EXERCISE PROMPT:
Leave out the pictures and transcribe everything else exactly.

────────────────────────────────────────

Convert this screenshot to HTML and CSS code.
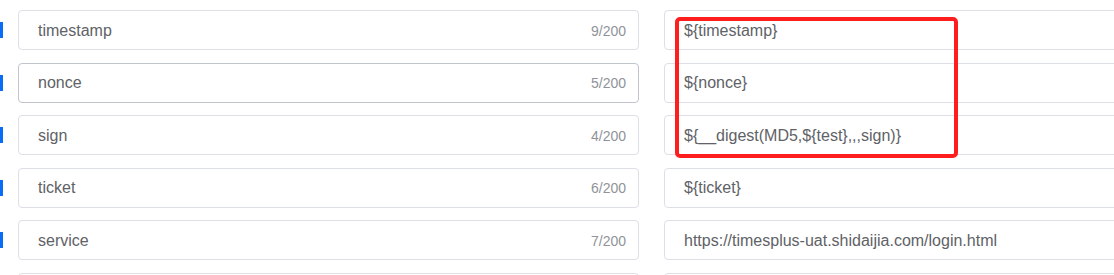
FILE: index.html
```html
<!DOCTYPE html>
<html>
<head>
<meta charset="utf-8">
<link rel="stylesheet" href="styles.css">
</head>
<body>
<div class="page">
  <div class="rows">
    <div class="row">
      <span class="marker"></span>
      <div class="field key"><span class="val">timestamp</span><span class="count">9/200</span></div>
      <div class="field value"><span class="val">${timestamp}</span></div>
    </div>
    <div class="row">
      <span class="marker"></span>
      <div class="field key hover"><span class="val">nonce</span><span class="count">5/200</span></div>
      <div class="field value"><span class="val">${nonce}</span></div>
    </div>
    <div class="row">
      <span class="marker"></span>
      <div class="field key"><span class="val">sign</span><span class="count">4/200</span></div>
      <div class="field value"><span class="val">${__digest(MD5,${test},,,sign)}</span></div>
    </div>
    <div class="row">
      <span class="marker"></span>
      <div class="field key"><span class="val">ticket</span><span class="count">6/200</span></div>
      <div class="field value"><span class="val">${ticket}</span></div>
    </div>
    <div class="row">
      <span class="marker"></span>
      <div class="field key"><span class="val">service</span><span class="count">7/200</span></div>
      <div class="field value"><span class="val">https://timesplus-uat.shidaijia.com/login.html</span></div>
    </div>
    <div class="row">
      <span class="marker"></span>
      <div class="field key"><span class="val"></span></div>
      <div class="field value"><span class="val"></span></div>
    </div>
  </div>
  <div class="highlight"></div>
</div>
</body>
</html>
```
FILE: styles.css
```css
html, body {
  margin: 0;
  padding: 0;
  background: #ffffff;
  overflow: hidden;
}
body {
  width: 1114px;
  height: 275px;
  font-family: "Liberation Sans", Arial, sans-serif;
}
.page {
  position: relative;
  width: 1114px;
  height: 275px;
  overflow: hidden;
}
.rows {
  display: flex;
  flex-direction: column;
  gap: 12.6px;
  padding-top: 10px;
}
.row {
  display: flex;
  align-items: center;
  height: 40px;
  flex: none;
}
.marker {
  width: 3px;
  height: 16px;
  background: #0b6cf5;
  flex: none;
}
.field {
  box-sizing: border-box;
  height: 40px;
  border: 1px solid #dcdfe6;
  border-radius: 4px;
  display: flex;
  align-items: center;
  justify-content: space-between;
  flex: none;
  background: #fff;
  padding-top: 1px;
}
.field.key {
  width: 621px;
  margin-left: 15px;
  padding-left: 19px;
  padding-right: 12px;
}
.field.hover {
  border-color: #c0c4cc;
}
.field.value {
  width: 480px;
  margin-left: 25px;
  padding-left: 19px;
  padding-right: 19px;
}
.val {
  font-size: 16px;
  color: #606266;
  white-space: nowrap;
}
.count {
  font-size: 14px;
  color: #909399;
}
.highlight {
  position: absolute;
  left: 675px;
  top: 17px;
  width: 283px;
  height: 141px;
  box-sizing: border-box;
  border: 4px solid #ff1e1e;
  border-radius: 5px;
}
```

────────────────────────────────────────

FINAL RESULT:
Convert this screenshot to HTML and CSS code.
FILE: index.html
```html
<!DOCTYPE html>
<html>
<head>
<meta charset="utf-8">
<link rel="stylesheet" href="styles.css">
</head>
<body>
<div class="page">
  <div class="rows">
    <div class="row">
      <span class="marker"></span>
      <div class="field key"><span class="val">timestamp</span><span class="count">9/200</span></div>
      <div class="field value"><span class="val">${timestamp}</span></div>
    </div>
    <div class="row">
      <span class="marker"></span>
      <div class="field key hover"><span class="val">nonce</span><span class="count">5/200</span></div>
      <div class="field value"><span class="val">${nonce}</span></div>
    </div>
    <div class="row">
      <span class="marker"></span>
      <div class="field key"><span class="val">sign</span><span class="count">4/200</span></div>
      <div class="field value"><span class="val">${__digest(MD5,${test},,,sign)}</span></div>
    </div>
    <div class="row">
      <span class="marker"></span>
      <div class="field key"><span class="val">ticket</span><span class="count">6/200</span></div>
      <div class="field value"><span class="val">${ticket}</span></div>
    </div>
    <div class="row">
      <span class="marker"></span>
      <div class="field key"><span class="val">service</span><span class="count">7/200</span></div>
      <div class="field value"><span class="val">https://timesplus-uat.shidaijia.com/login.html</span></div>
    </div>
    <div class="row">
      <span class="marker"></span>
      <div class="field key"><span class="val"></span></div>
      <div class="field value"><span class="val"></span></div>
    </div>
  </div>
  <div class="highlight"></div>
</div>
</body>
</html>
```
FILE: styles.css
```css
html, body {
  margin: 0;
  padding: 0;
  background: #ffffff;
  overflow: hidden;
}
body {
  width: 1114px;
  height: 275px;
  font-family: "Liberation Sans", Arial, sans-serif;
}
.page {
  position: relative;
  width: 1114px;
  height: 275px;
  overflow: hidden;
}
.rows {
  display: flex;
  flex-direction: column;
  gap: 12.6px;
  padding-top: 10px;
}
.row {
  display: flex;
  align-items: center;
  height: 40px;
  flex: none;
}
.marker {
  width: 3px;
  height: 16px;
  background: #0b6cf5;
  flex: none;
}
.field {
  box-sizing: border-box;
  height: 40px;
  border: 1px solid #dcdfe6;
  border-radius: 4px;
  display: flex;
  align-items: center;
  justify-content: space-between;
  flex: none;
  background: #fff;
  padding-top: 1px;
}
.field.key {
  width: 621px;
  margin-left: 15px;
  padding-left: 19px;
  padding-right: 12px;
}
.field.hover {
  border-color: #c0c4cc;
}
.field.value {
  width: 480px;
  margin-left: 25px;
  padding-left: 19px;
  padding-right: 19px;
}
.val {
  font-size: 16px;
  color: #606266;
  white-space: nowrap;
}
.count {
  font-size: 14px;
  color: #909399;
}
.highlight {
  position: absolute;
  left: 675px;
  top: 17px;
  width: 283px;
  height: 141px;
  box-sizing: border-box;
  border: 4px solid #ff1e1e;
  border-radius: 5px;
}
```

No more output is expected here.